The Court in Gonzalez held that a motion under Rule 60(b) containing certain claims — such as when a petitioner claims that a subsequent change in substantive law is a reason justifying relief from a previous denial of a claim — "is, if not in substance, a `habeas corpus application,' at least similar enough that failing to subject it to the same requirements would be `inconsistent with' [§ 2254]." Id. In so finding, the Court approved the holdings of the Seventh Circuit and its sister circuits in cases such as Dunlap v. Litscher, 301 F.3d 873, 876 (7th Cir. 2002) (finding that § 2244(b)(2) and § 2255 ¶ 8 bar a district court from using a Rule 60(b) motion "to give a prisoner broader relief from a judgment rendered by the court in the prisoner's federal habeas corpus (including section 2255) proceeding. Otherwise AEDPA's limitations on collateral attack would be set at naught.").
However, the Supreme Court in Gonzales also recognized that certain issues presented in Rule 60(b) motions do not merit construal as successive petitions. Gonzales, 125 S.Ct. at 2648; Dunlap, 301 F.3d at 876 ("It is only when Rule 60(b) conflicts with AEDPA that it is unavailable to a prisoner . . . [not when, for example,] the state procured dismissal of a prisoner's first federal habeas corpus proceeding by making fraudulent representations to the district court. . . ."). Whether a Rule 60(b) motion is properly considered a successive petition hinges on whether the arguments presented in the motion constitute a claim, as the term claim is used in § 2244(b). The Court determined that a petitioner brings a "claim" when his motion "attacks the federal court's previous resolution of a claim on the merits." Gonzales, 125 S.Ct, at 2648. The Court distinguished the case where a Rule 60(b) motion attacks "some defect in the integrity of the federal habeas proceedings." Id. In those cases — cases where no "claim" is presented — "there is no basis for contending that the Rule 60(b) motion should be treated like a habeas corpus application." Id. "If neither the motion itself nor the federal judgment from which it seeks relief substantively addresses federal grounds for setting aside the movant's state conviction, allowing the motion to proceed as denominated creates no inconsistency with the habeas statute or rules." Id.

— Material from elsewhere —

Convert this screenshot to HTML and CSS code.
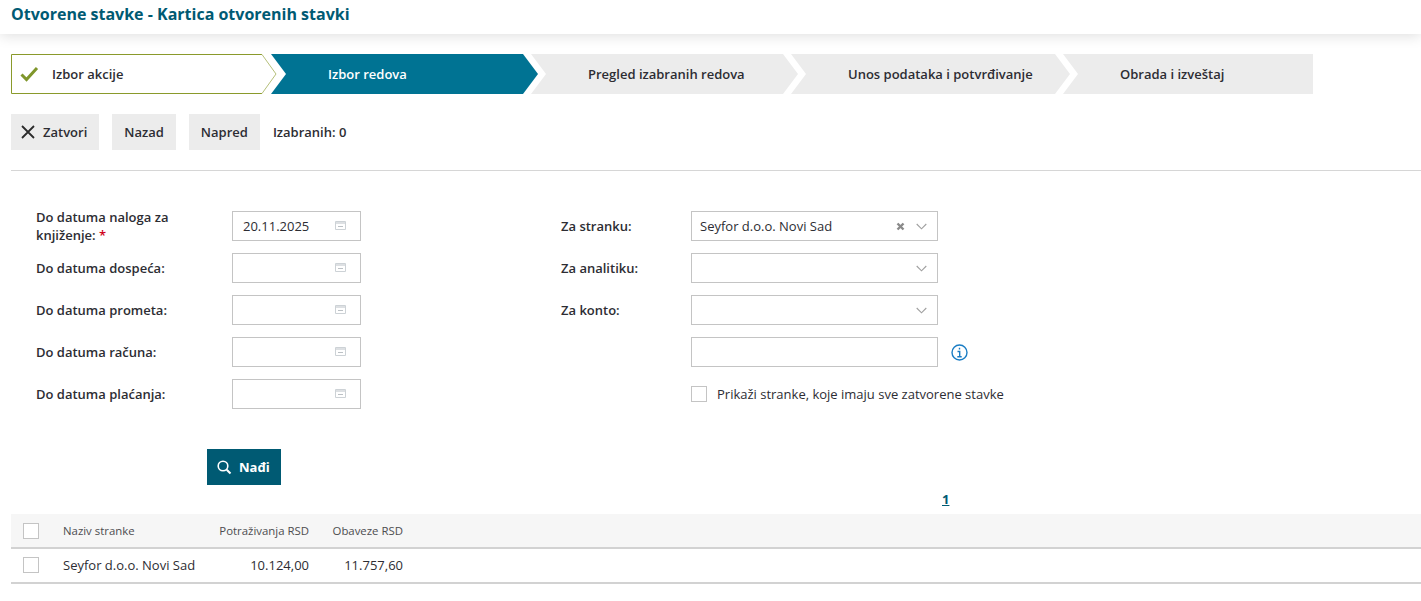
FILE: index.html
```html
<!DOCTYPE html>
<html lang="sr">
<head>
<meta charset="utf-8">
<title>Otvorene stavke</title>
<link rel="stylesheet" href="styles.css">
</head>
<body>
<header class="topbar"><h1 class="title">Otvorene stavke - Kartica otvorenih stavki</h1></header>
<main class="content">
  <ol class="steps">
    <li class="step step-done">
      <svg class="step-outline" width="266" height="40" viewBox="0 0 266 40"><path d="M251 .5H.5v39H251" fill="none" stroke="#8a9a2b"/><path d="M251 .5l14 19.500-14 19.500" fill="none" stroke="#b5bf7a"/></svg>
      <svg class="step-check" width="20" height="16" viewBox="0 0 20 16"><path d="M2.500 8.500l5 5L18 2" fill="none" stroke="#7f962b" stroke-width="3"/></svg>
      <span class="step-text">Izbor akcije</span>
    </li>
    <li class="step step-active"><span class="step-text">Izbor redova</span></li>
    <li class="step"><span class="step-text">Pregled izabranih redova</span></li>
    <li class="step step-long"><span class="step-text">Unos podataka i potvrđivanje</span></li>
    <li class="step step-last"><span class="step-text">Obrada i izveštaj</span></li>
  </ol>

  <div class="toolbar">
    <button class="btn btn-close" type="button">
      <svg width="14" height="14" viewBox="0 0 14 14"><path d="M1 1l12 12M13 1L1 13" stroke="#2b2b2b" stroke-width="1.800" fill="none"/></svg>
      Zatvori
    </button>
    <button class="btn" type="button">Nazad</button>
    <button class="btn" type="button">Napred</button>
    <span class="count">Izabranih: 0</span>
  </div>

  <form class="form">
    <label class="label">Do datuma naloga za knjiženje: <em class="req">*</em></label>
    <div class="field"><span class="value">20.11.2025</span><svg class="cal" width="12" height="11" viewBox="0 0 12 11"><use href="#cal"/></svg></div>
    <label class="label label-right">Za stranku:</label>
    <div class="field field-wide"><span class="value">Seyfor d.o.o. Novi Sad</span>
      <svg class="clear" width="9" height="9" viewBox="0 0 9 9"><path d="M1.500 1.500l6 6M7.500 1.500l-6 6" stroke="#8a8a8a" stroke-width="2.400" fill="none"/></svg>
      <svg class="chev" width="11" height="7" viewBox="0 0 11 7"><use href="#chev"/></svg></div>

    <label class="label">Do datuma dospeća:</label>
    <div class="field"><svg class="cal" width="12" height="11" viewBox="0 0 12 11"><use href="#cal"/></svg></div>
    <label class="label label-right">Za analitiku:</label>
    <div class="field field-wide"><svg class="chev" width="11" height="7" viewBox="0 0 11 7"><use href="#chev"/></svg></div>

    <label class="label">Do datuma prometa:</label>
    <div class="field"><svg class="cal" width="12" height="11" viewBox="0 0 12 11"><use href="#cal"/></svg></div>
    <label class="label label-right">Za konto:</label>
    <div class="field field-wide"><svg class="chev" width="11" height="7" viewBox="0 0 11 7"><use href="#chev"/></svg></div>

    <label class="label">Do datuma računa:</label>
    <div class="field"><svg class="cal" width="12" height="11" viewBox="0 0 12 11"><use href="#cal"/></svg></div>
    <div class="field field-wide"></div>
    <svg class="info" width="17" height="17" viewBox="0 0 17 17"><circle cx="8.500" cy="8.500" r="7.500" fill="none" stroke="#1a7dc4" stroke-width="1.400"/><path d="M8.500 3.800v1.800M6.500 7.500h2.200v5M6.300 12.700h4.400" fill="none" stroke="#1a7dc4" stroke-width="1.400"/></svg>

    <label class="label">Do datuma plaćanja:</label>
    <div class="field"><svg class="cal" width="12" height="11" viewBox="0 0 12 11"><use href="#cal"/></svg></div>
    <div class="check-row"><span class="box"></span><span class="check-text">Prikaži stranke, koje imaju sve zatvorene stavke</span></div>
  </form>

  <div class="search-row">
    <button class="btn-search" type="button">
      <svg width="15" height="15" viewBox="0 0 15 15"><circle cx="6" cy="6" r="4.800" fill="none" stroke="#fff" stroke-width="1.600"/><path d="M9.700 9.700l3.800 3.800" stroke="#fff" stroke-width="2" fill="none"/></svg>
      Nađi
    </button>
  </div>

  <div class="pager"><a class="page" href="#">1</a></div>

  <div class="table">
    <div class="row row-head">
      <span class="box"></span>
      <span class="cell-name">Naziv stranke</span>
      <span class="cell-a">Potraživanja RSD</span>
      <span class="cell-b">Obaveze RSD</span>
    </div>
    <div class="row row-body">
      <span class="box"></span>
      <span class="cell-name">Seyfor d.o.o. Novi Sad</span>
      <span class="cell-a">10.124,00</span>
      <span class="cell-b">11.757,60</span>
    </div>
  </div>
</main>
<svg class="defs" width="0" height="0">
  <defs>
    <g id="cal"><path d="M.5 1.500h10v8H.5z" fill="none" stroke="#cdd2d6"/><path d="M1 2h9v2H1z" fill="#dde0e3"/><path d="M3 6.500h5" stroke="#bcc1c5" fill="none"/></g>
    <path id="chev" d="M.7 1l4.800 4.800L10.300 1" fill="none" stroke="#a0a0a0" stroke-width="1.100"/>
  </defs>
</svg>
</body>
</html>
```

FILE: styles.css
```css
* { box-sizing: border-box; }
html, body { margin: 0; padding: 0; background: #fff; }
body {
  font-family: "Open Sans", "Liberation Sans", sans-serif;
  font-size: 13px;
  color: #2d2d33;
  height: 601px;
  overflow: hidden;
}
.topbar {
  height: 34px;
  background: #fff;
  box-shadow: 0 2px 14px rgba(0, 0, 0, .13);
  padding: 0 11px;
  position: relative;
}
.title {
  margin: 0;
  font-size: 16px;
  line-height: 28px;
  font-weight: 700;
  color: #005a73;
}
.content { padding: 20px 0 0 11px; }

.steps {
  list-style: none;
  margin: 0;
  padding: 0;
  display: flex;
  height: 40px;
}
.step {
  position: relative;
  height: 40px;
  display: flex;
  align-items: center;
  padding-left: 57px;
  background: #ececec;
  font-weight: 600;
  width: 267px;
  margin-left: -7px;
  clip-path: polygon(0 0, calc(100% - 15px) 0, 100% 50%, calc(100% - 15px) 100%, 0 100%, 15px 50%);
}
.step-done {
  width: 266px;
  margin-left: 0;
  padding-left: 41px;
  background: none;
  clip-path: none;
}
.step-outline { position: absolute; left: 0; top: 0; }
.step-check { position: absolute; left: 8px; top: 12px; }
.step-text { position: relative; }
.step-active { margin-left: -6px; background: #007393; color: #fff; }
.step-long { width: 279px; }
.step-last {
  width: 250px;
  clip-path: polygon(0 0, 100% 0, 100% 100%, 0 100%, 15px 50%);
}

.toolbar {
  display: flex;
  align-items: center;
  gap: 13px;
  margin-top: 20px;
  height: 36px;
}
.btn {
  height: 36px;
  border: 0;
  background: #ececec;
  font: 600 13px "Open Sans", "Liberation Sans", sans-serif;
  color: #2d2d33;
  padding: 0 12px;
  display: flex;
  align-items: center;
}
.btn-close { gap: 8px; padding: 0 12px 0 10px; }
.count { font-weight: 600; }

.form {
  margin-top: 20px;
  border-top: 1px solid #d6d6d6;
  padding: 40px 0 0 25px;
  display: grid;
  grid-template-columns: 196px 129px 200px 130px 247px 1fr;
  grid-auto-rows: 30px;
  row-gap: 12px;
  align-items: center;
}
.label { grid-column: 1; font-weight: 600; line-height: 18px; padding-right: 26px; }
.label-right { grid-column: 4; padding-right: 0; }
.req { font-style: normal; color: #d0021b; }
.field {
  grid-column: 2;
  height: 30px;
  border: 1px solid #c4c4c4;
  background: #fff;
  display: flex;
  align-items: center;
  padding-left: 10px;
  position: relative;
}
.field-wide { grid-column: 5; padding-left: 8px; }
.value { flex: 1; }
.cal { position: absolute; right: 13px; top: 8px; }
.chev { position: absolute; right: 10px; top: 11px; }
.clear { position: absolute; right: 32px; top: 10px; }
.info { grid-column: 6; margin-left: 13px; }
.check-row { grid-column: 5 / 7; display: flex; align-items: center; gap: 10px; }
.box {
  width: 16px;
  height: 16px;
  border: 1px solid #c4c4c4;
  background: #fff;
  flex: none;
}

.search-row { margin-top: 40px; padding-left: 196px; }
.btn-search {
  width: 74px;
  height: 36px;
  border: 0;
  background: #005a73;
  color: #fff;
  font: 700 13px "Open Sans", "Liberation Sans", sans-serif;
  display: flex;
  align-items: center;
  gap: 7px;
  padding: 0 0 0 10px;
}

.pager { height: 29px; padding: 0 0 2px 931px; display: flex; align-items: center; }
.page { color: #005a73; font-weight: 700; font-size: 13px; }

.row {
  display: flex;
  align-items: center;
  padding-left: 12px;
  height: 35px;
  border-bottom: 2px solid #d2d2d2;
}
.row-head { background: #f6f6f6; font-size: 11.400px; color: #4d4d50; white-space: nowrap; }
.row-body { padding-bottom: 1px; }
.cell-name { flex: none; width: 152px; margin-left: 24px; }
.cell-a { flex: none; width: 94px; text-align: right; }
.cell-b { flex: none; width: 94px; text-align: right; }
.defs { position: absolute; }
```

The reasoning of Gonzalez v. Crosby has been extended to § 2255 motions which implicate similar concerns of successiveness. United States v. Scott, 414 F.3d 815, 816 (7th Cir. 2005). Thus, where a motion challenges a perceived "defect in the integrity of the proceedings" under § 2255, a Rule 60(b) motion is appropriate.

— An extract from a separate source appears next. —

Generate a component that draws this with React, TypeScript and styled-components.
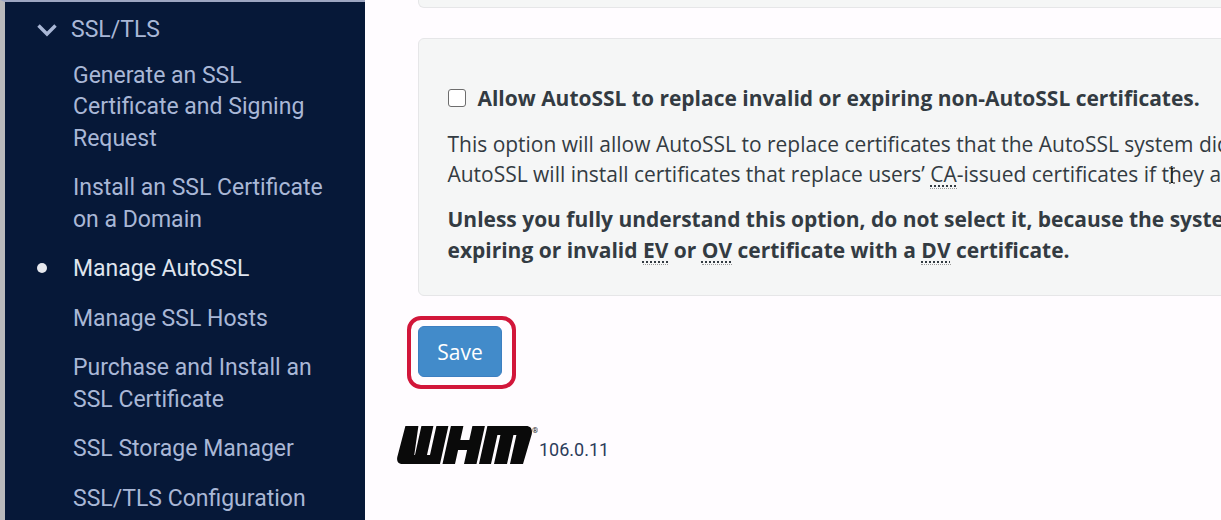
import React from "react"
import styled, { createGlobalStyle } from "styled-components"

const GlobalStyle = createGlobalStyle`
  html, body {
    margin: 0;
    padding: 0;
    height: 520px;
    overflow: hidden;
    background: #fffcff;
  }
`

const Page = styled.div`
  display: flex;
  width: 1221px;
  height: 520px;
  overflow: hidden;
  position: relative;
`

const Sidebar = styled.nav`
  width: 365px;
  height: 520px;
  flex: none;
  box-sizing: border-box;
  background: #061838;
  border-left: 5px solid #b9b9bb;
  border-top: 2px solid #9da6c2;
  padding: 10px 30px 0 32px;
  font-family: Roboto, sans-serif;
  font-size: 23px;
  line-height: 31.4px;
  color: #a9b7d6;
`

const SectionHead = styled.div`
  display: flex;
  align-items: center;
  gap: 14px;
  height: 36px;
  margin-bottom: 12px;
`

const Chevron = styled.svg`
  width: 20px;
  height: 14px;
  flex: none;
`

const MenuList = styled.ul`
  list-style: none;
  margin: 0;
  padding: 0 0 0 36px;
`

const MenuItem = styled.li<{ $active?: boolean }>`
  position: relative;
  margin-bottom: 18.1px;
  color: ${(p) => (p.$active ? "#dfe4ee" : "#a9b7d6")};
  ${(p) =>
    p.$active &&
    `&::before {
      content: "";
      position: absolute;
      left: -36px;
      top: 10px;
      width: 10px;
      height: 10px;
      border-radius: 50%;
      background: #e6e8ee;
    }`}
`

const Main = styled.main`
  flex: 1;
  min-width: 0;
  overflow: hidden;
  padding-left: 53px;
  font-family: "Open Sans", sans-serif;
  font-size: 20.98px;
  line-height: 30px;
  color: #333b42;
`

const PrevPanel = styled.div`
  height: 7px;
  width: 1000px;
  background: #f5f6f6;
  border: 1px solid #e6e6e8;
  border-top: none;
  border-radius: 0 0 6px 6px;
`

const Panel = styled.section`
  width: 1000px;
  height: 258px;
  box-sizing: border-box;
  margin-top: 30px;
  padding: 44px 28.5px 0;
  background: #f5f6f6;
  border: 1px solid #e6e6e8;
  border-radius: 6px;
`

const OptionLabel = styled.label`
  display: flex;
  align-items: center;
  gap: 12px;
  height: 30px;
  font-weight: 700;
  white-space: nowrap;
  margin-bottom: 16px;
`

const Check = styled.span`
  width: 16px;
  height: 16px;
  flex: none;
  background: #fff;
  border: 1px solid #6d6d6d;
  border-radius: 3px;
`

const Para = styled.p<{ $bold?: boolean }>`
  margin: 0 0 15px;
  white-space: nowrap;
  font-weight: ${(p) => (p.$bold ? 700 : 400)};
  line-height: ${(p) => (p.$bold ? 31 : 30)}px;
`

const Abbr = styled.span`
  text-decoration: underline dotted #333b42 2px;
  text-underline-offset: 3px;
  border-bottom: 1px dotted #999;
`

const SaveRing = styled.div`
  width: 109px;
  height: 73px;
  box-sizing: border-box;
  margin: 20px 0 0 -11px;
  padding: 6px 0 0 7px;
  border: 4px solid #d2163a;
  border-radius: 14px;
`

const SaveButton = styled.button`
  display: block;
  width: 84px;
  height: 51px;
  padding: 0;
  border: 1px solid #3d7fc1;
  border-radius: 6px;
  background: #428bca;
  color: #fff;
  font-family: "Open Sans", sans-serif;
  font-size: 20.98px;
`

const FooterRow = styled.div`
  display: flex;
  align-items: flex-end;
  margin: 37px 0 0 -21px;
`

const Logo = styled.svg`
  width: 141px;
  height: 38px;
  flex: none;
`

const Version = styled.span`
  font-family: Roboto, sans-serif;
  font-size: 18px;
  line-height: 24px;
  color: #2c3c5a;
  margin: 0 0 2px 1px;
`

const Cursor = styled.svg`
  position: absolute;
  left: 1167px;
  top: 167px;
  width: 10px;
  height: 17px;
`

const tlsItems = [
  "Generate an SSL Certificate and Signing Request",
  "Install an SSL Certificate on a Domain",
  "Manage AutoSSL",
  "Manage SSL Hosts",
  "Purchase and Install an SSL Certificate",
  "SSL Storage Manager",
  "SSL/TLS Configuration",
]

const SLANT = 8.4 / 38

// one slanted stem of the logo: b is the x where it would meet the baseline
function stem(b: number, w: number, y0 = 0, y1 = 38) {
  const x = (y: number) => b + SLANT * (38 - y)
  return `M${x(y0)} ${y0}H${x(y0) + w}L${x(y1) + w} ${y1}H${x(y1)}Z`
}

const logoPath = [
  // W
  "M8.4 0H21.4L16 38H6C1 38 -0.5 35 0.3 31Z",
  stem(16, 12),
  stem(31, 12),
  stem(4, 39, 29, 38),
  // H
  stem(45.5, 12.5),
  stem(67, 12.5),
  stem(50, 25, 14, 24),
  // M
  stem(82, 12),
  stem(97, 13),
  "M121.4 0H129C134 0 135.5 3 134.8 8L126 38H113Z",
  stem(82, 40, 0, 9),
].join(" ")

function App() {
  return (
    <Page>
      <GlobalStyle />
      <Sidebar>
        <SectionHead>
          <Chevron viewBox="0 0 20 14">
            <path d="M1.5 2.5l8.5 8.5 8.5-8.5" fill="none" stroke="#a9b7d6" strokeWidth="3.4" />
          </Chevron>
          SSL/TLS
        </SectionHead>
        <MenuList>
          {tlsItems.map((item) => (
            <MenuItem key={item} $active={item === "Manage AutoSSL"}>
              {item}
            </MenuItem>
          ))}
        </MenuList>
      </Sidebar>
      <Main>
        <PrevPanel />
        <Panel>
          <OptionLabel>
            <Check />
            Allow AutoSSL to replace invalid or expiring non-AutoSSL certificates.
          </OptionLabel>
          <Para>
            This option will allow AutoSSL to replace certificates that the AutoSSL system did not issue.
            <br />
            AutoSSL will install certificates that replace users’ <Abbr>CA</Abbr>-issued certificates if they are invalid
          </Para>
          <Para $bold>
            Unless you fully understand this option, do not select it, because the system could replace an
            <br />
            expiring or invalid <Abbr>EV</Abbr> or <Abbr>OV</Abbr> certificate with a <Abbr>DV</Abbr> certificate.
          </Para>
        </Panel>
        <SaveRing>
          <SaveButton>Save</SaveButton>
        </SaveRing>
        <FooterRow>
          <Logo viewBox="0 0 141 38">
            <path fill="#0a0a0a" d={logoPath} />
            <text x="135" y="7" fontSize="8" fontFamily="Roboto" fill="#222">®</text>
          </Logo>
          <Version>106.0.11</Version>
        </FooterRow>
      </Main>
      <Cursor viewBox="0 0 10 17">
        <path d="M2 1h2l1 1 1-1h2M5 2v13M2 16h2l1-1 1 1h2" fill="none" stroke="#111" strokeWidth="1" />
      </Cursor>
    </Page>
  )
}

export default App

Here, Love contends that the Rule 60(b) petition is not a "claim" at all but rather an attempt to have the court do what, in his view, it did not do in its ruling on his § 2255 petition, that is decide the merits of ground nine (9) of his petition wherein he asserted that the jury was improperly instructed on the elements of the offense. Love's contention that he is attempting to correct a procedural misstep by the court, might have some merit; that is, if the court, had, in fact, not addressed his contention or overlooked it completely. But, this is not what occurred. At page 5 of the court's Opinion on Love's 2255 petition, the court wrote:
Love argues two additional grounds not properly raised in a 2255 motion as they are non-constitutional grounds that Love could have raised on direct appeal but did not. . . . in ground nine, he argues that the jury was not properly instructed in one element of the offense. Both of these arguments are clearly non-constitutional issues and nothing prevented Love from raising them on direct appeal. However, he failed to do so and is therefore precluded from raising them in his 2255 Motion.

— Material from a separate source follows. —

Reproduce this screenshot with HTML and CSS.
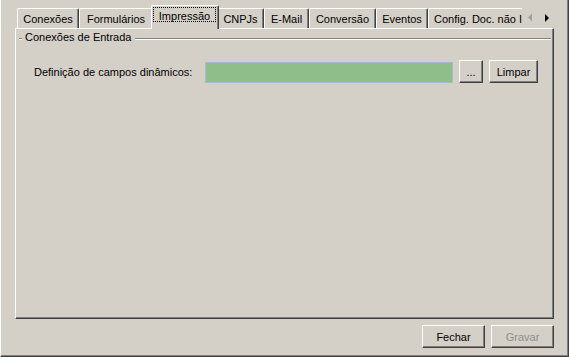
FILE: index.html
```html
<!DOCTYPE html>
<html lang="pt">
<head>
<meta charset="utf-8">
<title>Configurações</title>
<link rel="stylesheet" href="styles.css">
</head>
<body>
<div class="window">
  <div class="tabstrip">
    <div class="tabs">
      <div class="tab w-conexoes">Conexões</div>
      <div class="tab w-form">Formulários</div>
      <div class="tab tab-active"><span class="focus">Impressão</span></div>
      <div class="tab w-cnpj">CNPJs</div>
      <div class="tab w-email">E-Mail</div>
      <div class="tab w-conv">Conversão</div>
      <div class="tab w-event">Eventos</div>
      <div class="tab tab-last">Config. Doc. não Integrados</div>
    </div>
    <div class="scroller">
      <svg width="32" height="24" viewBox="0 0 32 24">
        <polygon points="6,12.5 10,8.5 10,16.5" fill="#a0a0a0"/>
        <polygon points="23,9 23,17 27,13" fill="#000"/>
      </svg>
    </div>
  </div>
  <div class="panel">
    <div class="group-head">
      <span class="etch dash"></span>
      <span class="group-title">Conexões de Entrada</span>
      <span class="etch fill"></span>
    </div>
    <div class="field-row">
      <span class="field-label">Definição de campos dinâmicos:</span>
      <div class="field-input"></div>
      <button class="btn btn-browse">...</button>
      <button class="btn btn-clear">Limpar</button>
    </div>
  </div>
  <div class="footer">
    <button class="btn btn-foot">Fechar</button>
    <button class="btn btn-foot btn-disabled">Gravar</button>
  </div>
</div>
</body>
</html>
```

FILE: styles.css
```css
* { box-sizing: border-box; }
html, body { margin: 0; }
body {
  background: #d4d0c8;
  font-family: "Liberation Sans", Arial, sans-serif;
  font-size: 11px;
  color: #000;
}
.window {
  width: 569px;
  height: 357px;
  border-left: 1px solid #fff;
  border-right: 1px solid #404040;
  border-bottom: 1px solid #404040;
  box-shadow: inset -1px -1px 0 #808080;
  padding: 5px 14px 0 14px;
  display: flex;
  flex-direction: column;
}
.tabstrip {
  display: flex;
  height: 24px;
  margin-left: 2px;
  margin-bottom: -1px;
  position: relative;
  z-index: 1;
  flex: none;
}
.tabs {
  display: flex;
  align-items: flex-end;
  width: 505px;
  height: 24px;
  overflow: hidden;
  flex: none;
}
.tab {
  flex: none;
  height: 20px;
  margin-bottom: 1px;
  border-top: 1px solid #fff;
  border-left: 1px solid #fff;
  border-right: 1px solid #404040;
  box-shadow: inset -1px 0 0 #808080;
  border-radius: 2px 2px 0 0;
  background: #d4d0c8;
  text-align: center;
  padding-top: 3px;
  line-height: 14px;
  white-space: nowrap;
}
.w-conexoes { width: 62px; }
.w-form { width: 74px; }
.w-cnpj { width: 47px; }
.w-email { width: 45px; }
.w-conv { width: 67px; }
.w-event { width: 52px; }
.tab-last {
  width: 140px;
  text-align: left;
  padding-left: 5px;
}
.tab-active {
  width: 68px;
  height: 24px;
  margin: 0 -2px;
  position: relative;
  z-index: 2;
  padding: 1px 0 0 1px;
  text-align: left;
}
.focus {
  display: block;
  width: 63px;
  height: 15px;
  border: 1px dotted #000;
  padding-top: 2px;
  line-height: 13px;
  text-align: center;
}
.scroller {
  width: 32px;
  height: 24px;
  flex: none;
}
.scroller svg { display: block; }
.panel {
  height: 291px;
  flex: none;
  border: 1px solid;
  border-color: #fff #404040 #404040 #fff;
  box-shadow: inset -1px -1px 0 #808080;
}
.group-head {
  display: flex;
  height: 14px;
  line-height: 14px;
  margin: 1px 2px 0 3px;
}
.etch {
  height: 2px;
  margin-top: 8px;
  border-top: 1px solid #808080;
  border-bottom: 1px solid #fff;
}
.dash { width: 3px; flex: none; }
.group-title { margin: 0 4px 0 3px; white-space: nowrap; }
.fill { flex: 1; }
.field-row {
  display: flex;
  align-items: center;
  height: 23px;
  margin-top: 16px;
  padding-left: 18px;
}
.field-label {
  width: 171px;
  flex: none;
  line-height: 14px;
  white-space: nowrap;
}
.field-input {
  width: 248px;
  height: 21px;
  flex: none;
  align-self: flex-start;
  margin-top: 2px;
  background: #8fbe8b;
  border: 1px solid #a6b9d3;
}
.btn {
  font: inherit;
  color: #000;
  height: 23px;
  padding: 0;
  border: 1px solid;
  border-color: #fff #404040 #404040 #fff;
  box-shadow: inset -1px -1px 0 #808080;
  background: #d4d0c8;
  line-height: 14px;
  flex: none;
}
.btn-browse { width: 24px; margin-left: 6px; }
.btn-clear { width: 49px; margin-left: 6px; }
.footer {
  display: flex;
  justify-content: flex-end;
  gap: 6px;
  margin-top: 6px;
}
.btn-foot { width: 63px; }
.btn-disabled { color: #8d8d8d; }
```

It is true enough that the court refused to decide the merits of Love's challenge to the jury instructions in ground nine but, it did not overlook that a ground nine existed in his filings. Instead, the undersigned explained that this issue was required to be raised on direct appeal and, the absence of it from the direct appeal, bars this court from hearing it later. Accordingly, then, Love's present motion does not set forth a "defect in the integrity of the proceedings" in the Court's decision to deny relief under 28 U.S.C. § 2255. Instead, the Rule 60(b) motion attempts to repeat the same substantive arguments made in his original § 2255 motion, an argument that this court found was precluded by failing to raise the issue on appeal. As a result, Love's Rule 60(b) motion raises a claims for relief rather than challenges to defects in a prior collateral review proceeding, and is treated as a successive § 2255 motion that is subject to 28 U.S.C. § 2244(b). See Gonzalez, 125 S.Ct. 2641.
In sum, the Court finds that because Love's motion attacks the substance of the Court's resolution of his prior petition under § 2255 claims on the merits, it lacks jurisdiction to entertain the motion without authorization from the United States Court of Appeals for the Seventh Circuit. See 28 U.S.C. 2244(b)(3); Gonzalez, 125 S.Ct. at 2649 ("a Rule 60(b) motion that seeks to revisit the federal court's denial on the merits of a claim for relief should be treated as a successive habeas petition."). ACCORDINGLY, Love's "Rule 60(B) Motion for relief" is DISMISSED for lack of jurisdiction.